More people have alerted me to the Fontwell housing development and I have had to go through my records to see if I could help answer one particular question. It’s reminded me that I have unfinished business there, ie my desire to find the blood link between one of the stars of that story, Binda Billsborough, and the Alfred Day family who laid out the course. And what happened to Binda before she reached thirty, when she materialised as the secretary of a famous film star? Further attempts to discover that, like a few other things, will probably have to wait until Uttoxeter is finished.

Next week sees Brighton’s big three-day race meeting, an annual early August event that goes back 150 years or more. To be frank the quality of the racing isn’t up to the standard of Glorious Goodwood, but they get their best crowds of the year, especially on the first two days. Last year I gave a couple of tips to some people who were going and they both won, which was unprecedented. I must find out if they’re going again and tempt fate. I shall be going on one of the three days.

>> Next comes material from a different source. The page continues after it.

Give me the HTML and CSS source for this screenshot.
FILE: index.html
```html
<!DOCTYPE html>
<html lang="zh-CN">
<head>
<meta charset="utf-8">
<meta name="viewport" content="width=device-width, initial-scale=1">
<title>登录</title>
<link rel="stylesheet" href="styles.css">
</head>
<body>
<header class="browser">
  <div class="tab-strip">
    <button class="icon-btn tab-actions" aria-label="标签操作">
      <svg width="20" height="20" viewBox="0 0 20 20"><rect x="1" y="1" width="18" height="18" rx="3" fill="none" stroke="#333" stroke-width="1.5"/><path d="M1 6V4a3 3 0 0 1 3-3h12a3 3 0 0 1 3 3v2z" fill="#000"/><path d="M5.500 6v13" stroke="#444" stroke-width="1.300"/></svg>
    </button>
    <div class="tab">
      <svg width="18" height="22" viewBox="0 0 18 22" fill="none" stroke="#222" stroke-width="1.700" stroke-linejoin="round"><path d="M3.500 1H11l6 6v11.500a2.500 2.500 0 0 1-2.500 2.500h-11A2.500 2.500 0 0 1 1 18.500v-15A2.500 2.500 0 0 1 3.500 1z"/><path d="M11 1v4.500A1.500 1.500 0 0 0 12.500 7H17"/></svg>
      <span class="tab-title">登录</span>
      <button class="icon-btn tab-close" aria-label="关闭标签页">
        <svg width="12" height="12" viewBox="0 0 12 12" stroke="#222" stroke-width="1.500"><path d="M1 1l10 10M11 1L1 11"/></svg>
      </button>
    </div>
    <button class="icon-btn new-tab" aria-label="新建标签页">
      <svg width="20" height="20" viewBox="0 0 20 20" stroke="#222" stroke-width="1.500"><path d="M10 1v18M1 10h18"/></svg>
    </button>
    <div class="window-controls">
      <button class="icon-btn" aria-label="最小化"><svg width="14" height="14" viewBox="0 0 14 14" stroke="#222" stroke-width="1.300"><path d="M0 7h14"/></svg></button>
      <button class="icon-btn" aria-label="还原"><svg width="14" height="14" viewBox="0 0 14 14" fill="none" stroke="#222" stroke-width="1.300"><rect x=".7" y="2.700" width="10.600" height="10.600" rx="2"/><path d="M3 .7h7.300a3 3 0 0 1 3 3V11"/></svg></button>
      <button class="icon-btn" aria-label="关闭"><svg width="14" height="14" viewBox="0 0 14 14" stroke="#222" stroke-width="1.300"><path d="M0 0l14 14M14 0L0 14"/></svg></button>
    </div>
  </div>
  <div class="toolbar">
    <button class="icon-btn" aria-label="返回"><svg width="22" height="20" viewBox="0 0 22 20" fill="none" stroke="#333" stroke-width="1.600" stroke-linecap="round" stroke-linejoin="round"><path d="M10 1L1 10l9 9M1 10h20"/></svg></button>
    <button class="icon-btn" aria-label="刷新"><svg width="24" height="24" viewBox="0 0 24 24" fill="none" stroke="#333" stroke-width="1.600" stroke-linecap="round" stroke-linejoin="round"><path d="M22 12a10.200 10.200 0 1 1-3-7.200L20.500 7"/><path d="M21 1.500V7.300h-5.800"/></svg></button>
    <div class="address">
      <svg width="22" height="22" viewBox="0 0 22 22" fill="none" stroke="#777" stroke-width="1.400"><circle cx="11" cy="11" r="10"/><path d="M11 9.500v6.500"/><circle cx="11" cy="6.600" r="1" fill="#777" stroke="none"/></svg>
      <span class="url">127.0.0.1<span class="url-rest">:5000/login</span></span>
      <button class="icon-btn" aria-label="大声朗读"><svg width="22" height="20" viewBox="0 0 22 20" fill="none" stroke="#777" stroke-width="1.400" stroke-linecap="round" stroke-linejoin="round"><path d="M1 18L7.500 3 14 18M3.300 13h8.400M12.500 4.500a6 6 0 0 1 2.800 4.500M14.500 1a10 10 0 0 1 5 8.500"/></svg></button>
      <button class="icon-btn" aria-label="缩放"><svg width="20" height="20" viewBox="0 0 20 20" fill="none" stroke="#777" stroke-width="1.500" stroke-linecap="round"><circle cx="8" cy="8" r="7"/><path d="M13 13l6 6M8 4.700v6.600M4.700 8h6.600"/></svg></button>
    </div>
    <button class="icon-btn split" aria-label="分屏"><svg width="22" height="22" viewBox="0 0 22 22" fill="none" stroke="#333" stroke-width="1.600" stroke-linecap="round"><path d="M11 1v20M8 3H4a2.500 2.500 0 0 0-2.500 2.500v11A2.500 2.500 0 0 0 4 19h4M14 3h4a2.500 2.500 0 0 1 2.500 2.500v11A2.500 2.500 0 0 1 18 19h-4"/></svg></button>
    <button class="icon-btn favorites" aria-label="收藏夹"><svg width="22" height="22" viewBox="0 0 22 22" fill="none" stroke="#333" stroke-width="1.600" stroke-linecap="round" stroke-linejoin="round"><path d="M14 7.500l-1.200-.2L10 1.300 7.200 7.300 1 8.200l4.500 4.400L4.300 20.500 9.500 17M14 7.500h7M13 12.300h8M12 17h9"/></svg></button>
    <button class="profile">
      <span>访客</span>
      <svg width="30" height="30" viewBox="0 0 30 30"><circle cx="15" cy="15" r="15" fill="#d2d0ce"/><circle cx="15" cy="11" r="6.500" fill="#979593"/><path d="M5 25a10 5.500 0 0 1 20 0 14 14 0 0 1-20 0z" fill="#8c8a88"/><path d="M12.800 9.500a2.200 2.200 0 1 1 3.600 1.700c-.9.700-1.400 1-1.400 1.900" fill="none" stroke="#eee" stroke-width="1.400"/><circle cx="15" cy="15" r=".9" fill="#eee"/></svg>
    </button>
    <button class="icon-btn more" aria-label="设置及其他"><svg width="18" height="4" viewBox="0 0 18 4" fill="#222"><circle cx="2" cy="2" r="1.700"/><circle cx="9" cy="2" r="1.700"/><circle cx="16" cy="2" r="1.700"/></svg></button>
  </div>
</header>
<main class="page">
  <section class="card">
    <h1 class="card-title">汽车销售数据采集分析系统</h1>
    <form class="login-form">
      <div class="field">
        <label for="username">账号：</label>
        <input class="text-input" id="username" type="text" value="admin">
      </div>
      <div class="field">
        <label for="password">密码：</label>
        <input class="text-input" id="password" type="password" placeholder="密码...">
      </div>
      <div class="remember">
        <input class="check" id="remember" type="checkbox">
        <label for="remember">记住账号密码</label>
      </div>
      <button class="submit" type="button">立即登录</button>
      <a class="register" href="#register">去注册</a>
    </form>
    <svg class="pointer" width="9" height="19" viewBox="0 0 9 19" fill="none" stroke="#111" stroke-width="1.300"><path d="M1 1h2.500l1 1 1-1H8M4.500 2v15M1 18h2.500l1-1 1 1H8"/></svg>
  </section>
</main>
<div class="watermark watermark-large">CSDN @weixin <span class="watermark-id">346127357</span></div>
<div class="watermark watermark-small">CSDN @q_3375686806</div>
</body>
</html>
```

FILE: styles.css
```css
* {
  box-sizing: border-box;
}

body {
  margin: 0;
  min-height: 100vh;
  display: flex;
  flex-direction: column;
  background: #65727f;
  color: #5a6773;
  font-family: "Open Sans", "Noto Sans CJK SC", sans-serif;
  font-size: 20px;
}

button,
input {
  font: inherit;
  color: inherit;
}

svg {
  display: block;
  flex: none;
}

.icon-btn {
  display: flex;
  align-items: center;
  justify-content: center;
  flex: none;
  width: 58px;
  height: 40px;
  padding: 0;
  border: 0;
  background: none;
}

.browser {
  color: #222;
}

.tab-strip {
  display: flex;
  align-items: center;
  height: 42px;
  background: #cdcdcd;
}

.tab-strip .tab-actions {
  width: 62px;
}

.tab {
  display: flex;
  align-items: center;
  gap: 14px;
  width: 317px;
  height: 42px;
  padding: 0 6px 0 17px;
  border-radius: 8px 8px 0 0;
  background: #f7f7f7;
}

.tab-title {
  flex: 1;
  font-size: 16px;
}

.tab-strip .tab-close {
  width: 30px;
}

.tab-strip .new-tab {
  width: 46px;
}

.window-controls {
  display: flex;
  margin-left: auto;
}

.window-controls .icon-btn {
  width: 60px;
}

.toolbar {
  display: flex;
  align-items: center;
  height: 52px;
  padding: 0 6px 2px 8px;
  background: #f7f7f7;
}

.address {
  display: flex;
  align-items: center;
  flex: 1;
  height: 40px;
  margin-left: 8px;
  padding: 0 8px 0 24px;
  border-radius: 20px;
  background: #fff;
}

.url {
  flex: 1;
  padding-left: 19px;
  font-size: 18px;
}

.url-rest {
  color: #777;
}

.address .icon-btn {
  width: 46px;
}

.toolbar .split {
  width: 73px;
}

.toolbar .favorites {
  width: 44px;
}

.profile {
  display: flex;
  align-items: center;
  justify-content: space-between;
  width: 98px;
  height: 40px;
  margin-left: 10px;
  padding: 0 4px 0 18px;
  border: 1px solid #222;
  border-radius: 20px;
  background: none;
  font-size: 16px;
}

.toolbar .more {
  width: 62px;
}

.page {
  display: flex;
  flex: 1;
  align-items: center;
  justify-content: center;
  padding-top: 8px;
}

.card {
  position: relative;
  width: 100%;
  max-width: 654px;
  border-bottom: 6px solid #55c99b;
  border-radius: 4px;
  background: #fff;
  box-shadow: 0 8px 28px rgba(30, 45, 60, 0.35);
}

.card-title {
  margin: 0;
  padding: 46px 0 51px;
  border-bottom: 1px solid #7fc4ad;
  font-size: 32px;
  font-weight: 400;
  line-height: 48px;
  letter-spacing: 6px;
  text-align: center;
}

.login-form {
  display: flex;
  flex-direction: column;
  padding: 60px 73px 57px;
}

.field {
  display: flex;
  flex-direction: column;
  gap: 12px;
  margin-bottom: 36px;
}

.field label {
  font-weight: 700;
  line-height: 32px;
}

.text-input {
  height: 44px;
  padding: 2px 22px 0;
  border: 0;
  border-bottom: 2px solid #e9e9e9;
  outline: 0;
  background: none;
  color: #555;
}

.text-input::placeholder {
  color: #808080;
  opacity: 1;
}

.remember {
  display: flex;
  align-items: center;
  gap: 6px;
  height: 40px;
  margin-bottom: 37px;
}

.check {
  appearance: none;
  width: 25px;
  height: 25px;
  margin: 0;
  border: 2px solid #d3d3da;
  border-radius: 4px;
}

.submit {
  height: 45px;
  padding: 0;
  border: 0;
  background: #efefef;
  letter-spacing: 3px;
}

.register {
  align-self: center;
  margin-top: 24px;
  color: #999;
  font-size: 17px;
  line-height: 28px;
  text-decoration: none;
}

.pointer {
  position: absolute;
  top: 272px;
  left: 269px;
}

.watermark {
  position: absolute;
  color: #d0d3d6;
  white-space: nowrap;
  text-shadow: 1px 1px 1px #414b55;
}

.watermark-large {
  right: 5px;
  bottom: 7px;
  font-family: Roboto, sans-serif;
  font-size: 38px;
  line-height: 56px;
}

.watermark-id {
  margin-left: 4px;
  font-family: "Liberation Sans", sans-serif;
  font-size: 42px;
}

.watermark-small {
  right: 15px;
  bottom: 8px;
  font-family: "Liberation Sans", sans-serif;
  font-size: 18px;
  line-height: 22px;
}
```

I’ve been reading a book called Doped, about a gang of bookies and treacherous stable lads who nobbled dozens of horses around 1960. It was well researched and very entertaining, but I couldn’t help noticing the author frequently refers to news, events, standard or fashions of the time. On one hand you might say it added colour, but on the other it was irrelevant, the story being so firmly set in the self-contained world of racing and betting. I have mixed feelings about it. I’m not going to change the Uttoxeter story, but it’s a device that I should at least bear in mind when (if) writing another book.